Dominique Strauss-Kahn hat sich selbst
entmachtet. Egal, ob der Chef des Internationalen Währungsfonds in
New York »einvernehmlichen« Sex hatte oder ihn mit Gewalt erzwang,
seine Karriere ist beendet. Der IWF wird den Skandal fast unbeschadet
überstehen, die französischen Sozialisten sind jedoch schockiert.
Strauss-Kahn war ihr aussichtsreichster Kandidat im kommenden
Präsidentschaftswahlkampf. Denn Nicolas Sarkozy ist unbeliebt: Sein
eitler, arroganter und autoritärer Stil kommt nicht mehr an.
Frankreich sucht den Wechsel. Doch wer soll Präsident werden? Die
rechtsradikale Marine le Pen gewinnt zwar an Boden, mehrheitsfähig
ist sie kaum. Bleiben die Kandidaten der Sozialistischen Partei:
Während Strauss-Kahn mit üppigem Lebensstil und peinlichen
Sex-Affären das Bild des typischen Sozialisten verfremdet hat,
schlägt nun die Stunde eines gemäßigten und »echten« Sozialisten.
Volksnah, bescheiden, maßvoll links und beliebt soll er sein. Wer
käme in Frage? Viel hängt von der Geschlossenheit der französischen
Sozialisten ab. Doch Parteichefin Martine Aubry,
Ex-Präsidentschaftskandidatin Ségolène Royal und der
Ex-Sozialisiten-Vorsitzende François Hollande liefern sich
innerparteiliche Grabenkämpfe. Strauss-Kahn galt als konsensfähige
Alternative, doch diese Option ist nun entfallen. Sollten sich die
Sozialisten auf einen starken Kandidaten einigen, haben sie weiterhin
eine gute Chance gegen Sarkozy – trotz der Affäre um Strauss-Kahn.
François Hollande gilt als aussichtsreichster Kandidat. Er ist
erfahren, intelligent und gemäßigt und gehört nicht zur Kaste der
Reichen und Schönen. Mehr als 50 Prozent der Links-Wähler und 40
Prozent der Parteimitglieder der Sozialisten würden heute für
Hollande votieren. Er könnte zum Nutznießer der Strauss-Kahn-Affäre
werden. Vorausgesetzt, die Partei steht geschlossen hinter ihm.
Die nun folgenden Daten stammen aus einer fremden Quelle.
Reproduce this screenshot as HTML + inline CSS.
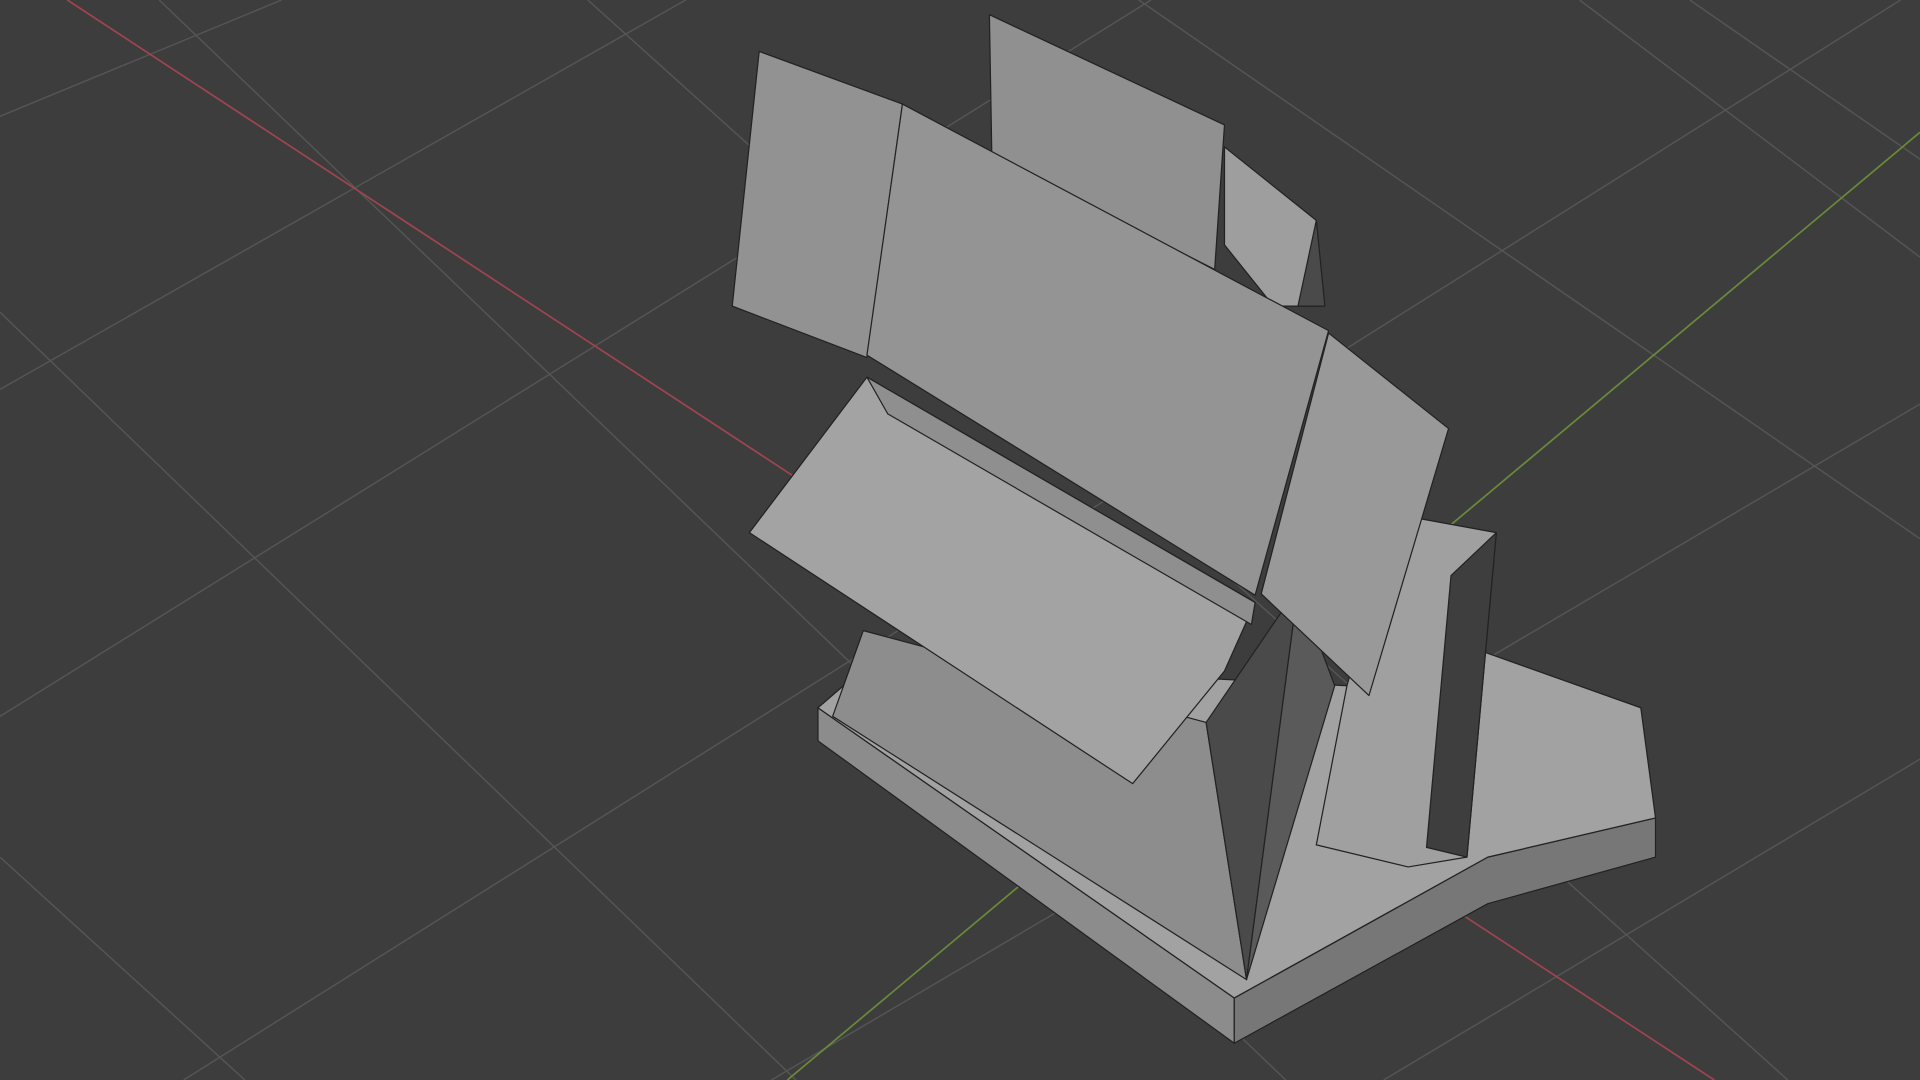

Darauf kommt es jetzt an. Hollande hat die Kaderschmiede ENA besucht,
sie als Bester seines Jahrgangs absolviert und ist hochmotiviert,
Nikolas Sarkozy zu schlagen. Er pflegt ein volksnahes Auftreten und
gibt sich als Mann der Mitte. Pikant ist, dass er einst der Ehemann
seiner politischen Gegnerin Ségolène Royal war, die ihn wegen seiner
Sex-Affären verlassen hat. Doch Franzosen fragen nicht nach dem
Liebesleben ihrer Politiker – zumindest nicht, solange sie keine
Vergewaltiger sind. Im Gegensatz zu Royal gilt Hollande als
intellektuell tiefgründig und politisch anspruchsvoll. Das kommt gut
an. Viele Franzosen wünschen sich einen seriösen und maßvollen
Präsidenten. Auch der deutsche Nachbar könnte mit François Hollande
gut leben. Er ist ein überzeugter Europäer, hat für die Ratifizierung
der europäischen Verfassung gekämpft und gilt außenpolitisch als
zuverlässig. Mit Hollande könnte sich die Strauss-Kahn-Affäre noch
zum Guten wenden – für Frankreich und für Europa.